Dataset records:

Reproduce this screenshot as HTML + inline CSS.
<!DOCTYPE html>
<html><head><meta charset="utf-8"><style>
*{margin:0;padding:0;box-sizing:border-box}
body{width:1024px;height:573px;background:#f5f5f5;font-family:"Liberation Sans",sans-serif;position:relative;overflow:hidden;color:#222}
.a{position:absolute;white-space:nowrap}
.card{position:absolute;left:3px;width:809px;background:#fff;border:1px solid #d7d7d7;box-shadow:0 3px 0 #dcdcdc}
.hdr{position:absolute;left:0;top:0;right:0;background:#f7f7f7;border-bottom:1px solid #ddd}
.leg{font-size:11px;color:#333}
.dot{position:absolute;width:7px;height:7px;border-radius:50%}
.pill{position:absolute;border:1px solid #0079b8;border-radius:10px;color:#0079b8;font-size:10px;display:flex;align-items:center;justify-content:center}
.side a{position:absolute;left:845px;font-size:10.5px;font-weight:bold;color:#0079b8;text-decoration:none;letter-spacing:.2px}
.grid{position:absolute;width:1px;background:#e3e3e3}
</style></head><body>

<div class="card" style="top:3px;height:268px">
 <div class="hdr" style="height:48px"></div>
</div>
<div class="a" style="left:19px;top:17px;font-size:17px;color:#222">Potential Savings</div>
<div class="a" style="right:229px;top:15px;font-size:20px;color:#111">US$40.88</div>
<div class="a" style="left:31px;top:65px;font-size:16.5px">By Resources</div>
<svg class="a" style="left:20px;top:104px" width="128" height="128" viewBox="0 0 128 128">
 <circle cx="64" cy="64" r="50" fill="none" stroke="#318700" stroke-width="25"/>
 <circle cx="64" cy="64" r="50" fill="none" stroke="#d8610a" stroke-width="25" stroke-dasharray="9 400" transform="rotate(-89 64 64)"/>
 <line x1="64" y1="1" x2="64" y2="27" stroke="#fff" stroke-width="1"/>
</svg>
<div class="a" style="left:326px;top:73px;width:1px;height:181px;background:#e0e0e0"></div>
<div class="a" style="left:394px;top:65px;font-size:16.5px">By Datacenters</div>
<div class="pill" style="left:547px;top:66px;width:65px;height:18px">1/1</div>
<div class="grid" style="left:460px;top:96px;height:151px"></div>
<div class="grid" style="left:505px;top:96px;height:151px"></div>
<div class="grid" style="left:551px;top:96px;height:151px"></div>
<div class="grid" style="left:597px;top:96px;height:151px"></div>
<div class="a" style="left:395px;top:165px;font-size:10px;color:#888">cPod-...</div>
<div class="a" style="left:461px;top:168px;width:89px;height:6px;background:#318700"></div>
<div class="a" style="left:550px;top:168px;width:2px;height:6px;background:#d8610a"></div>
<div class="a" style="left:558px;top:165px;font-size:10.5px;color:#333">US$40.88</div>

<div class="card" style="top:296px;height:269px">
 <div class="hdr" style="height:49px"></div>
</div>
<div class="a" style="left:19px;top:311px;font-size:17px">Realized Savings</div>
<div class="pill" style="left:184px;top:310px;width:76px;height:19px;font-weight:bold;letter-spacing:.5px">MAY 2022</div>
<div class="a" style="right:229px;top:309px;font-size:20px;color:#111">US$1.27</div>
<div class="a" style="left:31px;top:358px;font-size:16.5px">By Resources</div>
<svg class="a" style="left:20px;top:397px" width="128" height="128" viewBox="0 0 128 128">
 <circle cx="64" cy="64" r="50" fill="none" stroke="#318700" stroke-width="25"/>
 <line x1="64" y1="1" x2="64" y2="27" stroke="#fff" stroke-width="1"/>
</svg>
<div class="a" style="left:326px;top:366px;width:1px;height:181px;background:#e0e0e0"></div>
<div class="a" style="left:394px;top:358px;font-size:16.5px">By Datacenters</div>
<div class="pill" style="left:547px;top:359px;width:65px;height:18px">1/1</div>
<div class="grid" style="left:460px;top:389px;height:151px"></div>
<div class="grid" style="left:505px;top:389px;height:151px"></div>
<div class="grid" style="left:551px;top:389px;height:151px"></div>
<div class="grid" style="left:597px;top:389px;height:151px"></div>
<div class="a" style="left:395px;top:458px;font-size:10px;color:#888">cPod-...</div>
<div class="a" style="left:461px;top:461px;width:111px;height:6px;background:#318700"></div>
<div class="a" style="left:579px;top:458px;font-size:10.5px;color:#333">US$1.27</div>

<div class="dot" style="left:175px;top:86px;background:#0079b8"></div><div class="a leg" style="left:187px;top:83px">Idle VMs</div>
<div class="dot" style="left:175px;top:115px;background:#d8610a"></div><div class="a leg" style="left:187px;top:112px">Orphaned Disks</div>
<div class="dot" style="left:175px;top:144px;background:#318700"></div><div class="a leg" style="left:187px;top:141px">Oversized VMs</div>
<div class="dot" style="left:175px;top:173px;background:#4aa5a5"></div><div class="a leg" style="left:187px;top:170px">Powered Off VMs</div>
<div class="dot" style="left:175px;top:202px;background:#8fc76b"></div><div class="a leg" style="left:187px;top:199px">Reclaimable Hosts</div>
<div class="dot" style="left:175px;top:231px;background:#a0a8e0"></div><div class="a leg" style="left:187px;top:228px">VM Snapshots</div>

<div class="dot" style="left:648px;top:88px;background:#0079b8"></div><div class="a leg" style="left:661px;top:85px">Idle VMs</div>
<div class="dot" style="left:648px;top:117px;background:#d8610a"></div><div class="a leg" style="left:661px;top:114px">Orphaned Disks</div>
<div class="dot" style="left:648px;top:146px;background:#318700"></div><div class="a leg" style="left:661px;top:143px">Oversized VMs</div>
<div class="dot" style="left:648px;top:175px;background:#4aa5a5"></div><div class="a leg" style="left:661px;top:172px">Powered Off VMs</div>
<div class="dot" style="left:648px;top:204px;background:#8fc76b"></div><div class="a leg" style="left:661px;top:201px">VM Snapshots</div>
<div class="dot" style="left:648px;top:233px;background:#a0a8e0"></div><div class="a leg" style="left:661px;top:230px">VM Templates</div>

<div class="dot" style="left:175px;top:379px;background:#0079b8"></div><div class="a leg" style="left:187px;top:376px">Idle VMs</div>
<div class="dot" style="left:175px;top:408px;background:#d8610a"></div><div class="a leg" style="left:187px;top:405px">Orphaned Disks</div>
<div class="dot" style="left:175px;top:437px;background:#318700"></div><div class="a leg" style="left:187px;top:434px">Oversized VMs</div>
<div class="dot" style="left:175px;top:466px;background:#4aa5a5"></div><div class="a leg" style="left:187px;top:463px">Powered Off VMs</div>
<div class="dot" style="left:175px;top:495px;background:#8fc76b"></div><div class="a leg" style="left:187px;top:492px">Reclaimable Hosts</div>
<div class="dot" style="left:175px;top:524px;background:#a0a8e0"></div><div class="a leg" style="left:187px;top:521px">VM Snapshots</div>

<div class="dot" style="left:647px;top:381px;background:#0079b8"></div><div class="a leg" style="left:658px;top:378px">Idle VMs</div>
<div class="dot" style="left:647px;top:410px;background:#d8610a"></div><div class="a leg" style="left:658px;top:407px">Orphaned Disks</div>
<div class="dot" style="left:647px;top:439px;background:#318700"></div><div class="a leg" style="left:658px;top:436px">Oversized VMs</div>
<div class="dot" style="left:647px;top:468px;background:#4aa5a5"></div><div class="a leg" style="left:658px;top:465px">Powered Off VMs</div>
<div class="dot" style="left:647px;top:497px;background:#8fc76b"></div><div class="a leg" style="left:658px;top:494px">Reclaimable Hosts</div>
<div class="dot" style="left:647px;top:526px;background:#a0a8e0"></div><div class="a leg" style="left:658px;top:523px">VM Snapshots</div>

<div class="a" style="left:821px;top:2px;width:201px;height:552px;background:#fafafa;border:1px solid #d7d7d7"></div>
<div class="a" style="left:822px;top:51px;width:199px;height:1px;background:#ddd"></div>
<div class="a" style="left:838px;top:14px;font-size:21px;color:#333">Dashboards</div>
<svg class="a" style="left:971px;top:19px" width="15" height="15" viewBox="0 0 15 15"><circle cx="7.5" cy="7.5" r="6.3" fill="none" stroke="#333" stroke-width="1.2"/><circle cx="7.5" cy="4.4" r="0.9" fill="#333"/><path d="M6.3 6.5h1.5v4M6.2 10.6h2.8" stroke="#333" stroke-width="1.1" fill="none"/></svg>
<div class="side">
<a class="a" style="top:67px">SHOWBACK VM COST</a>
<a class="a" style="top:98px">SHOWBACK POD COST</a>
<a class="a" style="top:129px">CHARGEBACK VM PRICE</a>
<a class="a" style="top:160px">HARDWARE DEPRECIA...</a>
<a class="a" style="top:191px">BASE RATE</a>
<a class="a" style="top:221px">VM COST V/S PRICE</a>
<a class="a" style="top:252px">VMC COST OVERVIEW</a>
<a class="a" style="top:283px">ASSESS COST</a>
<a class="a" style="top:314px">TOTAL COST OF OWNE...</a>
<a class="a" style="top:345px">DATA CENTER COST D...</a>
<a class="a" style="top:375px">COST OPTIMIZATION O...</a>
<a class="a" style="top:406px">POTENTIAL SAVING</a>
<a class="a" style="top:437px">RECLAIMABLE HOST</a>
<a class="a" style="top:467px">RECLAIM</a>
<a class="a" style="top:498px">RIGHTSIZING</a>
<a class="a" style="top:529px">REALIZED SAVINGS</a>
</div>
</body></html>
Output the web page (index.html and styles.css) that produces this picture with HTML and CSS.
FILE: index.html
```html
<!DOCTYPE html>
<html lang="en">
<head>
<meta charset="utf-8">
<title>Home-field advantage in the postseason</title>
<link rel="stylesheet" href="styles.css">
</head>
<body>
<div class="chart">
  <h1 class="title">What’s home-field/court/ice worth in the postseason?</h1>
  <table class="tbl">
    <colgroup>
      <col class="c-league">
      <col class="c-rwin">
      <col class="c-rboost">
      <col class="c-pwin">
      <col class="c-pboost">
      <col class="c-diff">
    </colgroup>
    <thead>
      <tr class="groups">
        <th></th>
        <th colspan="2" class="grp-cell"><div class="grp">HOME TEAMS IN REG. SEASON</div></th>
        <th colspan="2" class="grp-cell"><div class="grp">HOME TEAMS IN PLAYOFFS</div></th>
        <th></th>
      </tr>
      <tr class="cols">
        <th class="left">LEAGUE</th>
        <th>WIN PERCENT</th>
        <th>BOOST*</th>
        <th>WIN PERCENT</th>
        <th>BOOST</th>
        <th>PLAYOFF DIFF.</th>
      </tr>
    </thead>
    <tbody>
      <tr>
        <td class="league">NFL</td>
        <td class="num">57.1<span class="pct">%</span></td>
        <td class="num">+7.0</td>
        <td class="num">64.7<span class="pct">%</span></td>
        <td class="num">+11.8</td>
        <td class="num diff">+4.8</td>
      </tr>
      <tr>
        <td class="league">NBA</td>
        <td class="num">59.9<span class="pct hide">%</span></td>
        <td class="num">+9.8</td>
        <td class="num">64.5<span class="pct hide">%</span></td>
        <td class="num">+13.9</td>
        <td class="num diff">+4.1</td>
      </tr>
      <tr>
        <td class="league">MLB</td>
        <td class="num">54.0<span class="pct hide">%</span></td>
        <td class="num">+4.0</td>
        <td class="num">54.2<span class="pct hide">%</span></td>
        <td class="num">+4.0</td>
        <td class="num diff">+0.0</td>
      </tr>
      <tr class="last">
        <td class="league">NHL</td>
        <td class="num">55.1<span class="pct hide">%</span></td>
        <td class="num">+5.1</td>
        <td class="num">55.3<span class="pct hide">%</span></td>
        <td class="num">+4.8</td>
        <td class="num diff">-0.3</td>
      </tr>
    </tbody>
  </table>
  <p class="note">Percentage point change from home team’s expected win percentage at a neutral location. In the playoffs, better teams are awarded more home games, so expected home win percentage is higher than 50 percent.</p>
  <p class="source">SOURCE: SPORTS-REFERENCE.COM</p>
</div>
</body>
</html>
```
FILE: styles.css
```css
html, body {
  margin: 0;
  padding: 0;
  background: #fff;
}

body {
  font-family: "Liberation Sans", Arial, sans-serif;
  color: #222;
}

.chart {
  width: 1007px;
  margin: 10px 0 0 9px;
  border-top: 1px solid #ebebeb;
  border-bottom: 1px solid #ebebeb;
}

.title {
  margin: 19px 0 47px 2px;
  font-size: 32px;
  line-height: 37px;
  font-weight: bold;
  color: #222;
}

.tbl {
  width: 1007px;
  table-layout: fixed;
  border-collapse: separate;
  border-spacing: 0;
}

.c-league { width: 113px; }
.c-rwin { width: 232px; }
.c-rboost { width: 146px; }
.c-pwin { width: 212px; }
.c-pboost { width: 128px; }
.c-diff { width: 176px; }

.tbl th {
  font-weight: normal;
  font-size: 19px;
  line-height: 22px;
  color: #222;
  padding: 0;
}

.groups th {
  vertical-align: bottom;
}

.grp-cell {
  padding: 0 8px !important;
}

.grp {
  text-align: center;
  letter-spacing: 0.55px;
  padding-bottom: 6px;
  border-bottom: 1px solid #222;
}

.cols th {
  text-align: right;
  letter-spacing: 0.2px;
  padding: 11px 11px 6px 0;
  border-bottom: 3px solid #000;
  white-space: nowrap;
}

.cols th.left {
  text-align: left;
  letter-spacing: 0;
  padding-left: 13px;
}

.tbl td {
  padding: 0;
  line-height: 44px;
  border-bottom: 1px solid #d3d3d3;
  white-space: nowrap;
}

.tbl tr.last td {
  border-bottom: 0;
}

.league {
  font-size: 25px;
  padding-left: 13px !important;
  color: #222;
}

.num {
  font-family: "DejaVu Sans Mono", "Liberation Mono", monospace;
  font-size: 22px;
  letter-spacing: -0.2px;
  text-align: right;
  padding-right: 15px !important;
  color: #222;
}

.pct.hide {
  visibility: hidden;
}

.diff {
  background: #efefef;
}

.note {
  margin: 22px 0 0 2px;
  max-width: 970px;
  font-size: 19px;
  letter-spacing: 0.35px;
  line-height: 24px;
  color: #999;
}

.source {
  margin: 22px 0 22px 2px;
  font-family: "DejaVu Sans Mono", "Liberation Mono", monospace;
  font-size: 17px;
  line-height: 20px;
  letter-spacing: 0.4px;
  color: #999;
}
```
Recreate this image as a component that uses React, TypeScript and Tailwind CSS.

> _STATED TASK_
Write down again the exact lines running from the beginning of the data to the line containing "</style></head><body>", with both ends included.

> _THE ANSWER_
Reproduce this screenshot as HTML + inline CSS.
<!DOCTYPE html>
<html><head><meta charset="utf-8"><style>
*{margin:0;padding:0;box-sizing:border-box}
body{width:1024px;height:573px;background:#f5f5f5;font-family:"Liberation Sans",sans-serif;position:relative;overflow:hidden;color:#222}
.a{position:absolute;white-space:nowrap}
.card{position:absolute;left:3px;width:809px;background:#fff;border:1px solid #d7d7d7;box-shadow:0 3px 0 #dcdcdc}
.hdr{position:absolute;left:0;top:0;right:0;background:#f7f7f7;border-bottom:1px solid #ddd}
.leg{font-size:11px;color:#333}
.dot{position:absolute;width:7px;height:7px;border-radius:50%}
.pill{position:absolute;border:1px solid #0079b8;border-radius:10px;color:#0079b8;font-size:10px;display:flex;align-items:center;justify-content:center}
.side a{position:absolute;left:845px;font-size:10.5px;font-weight:bold;color:#0079b8;text-decoration:none;letter-spacing:.2px}
.grid{position:absolute;width:1px;background:#e3e3e3}
</style></head><body>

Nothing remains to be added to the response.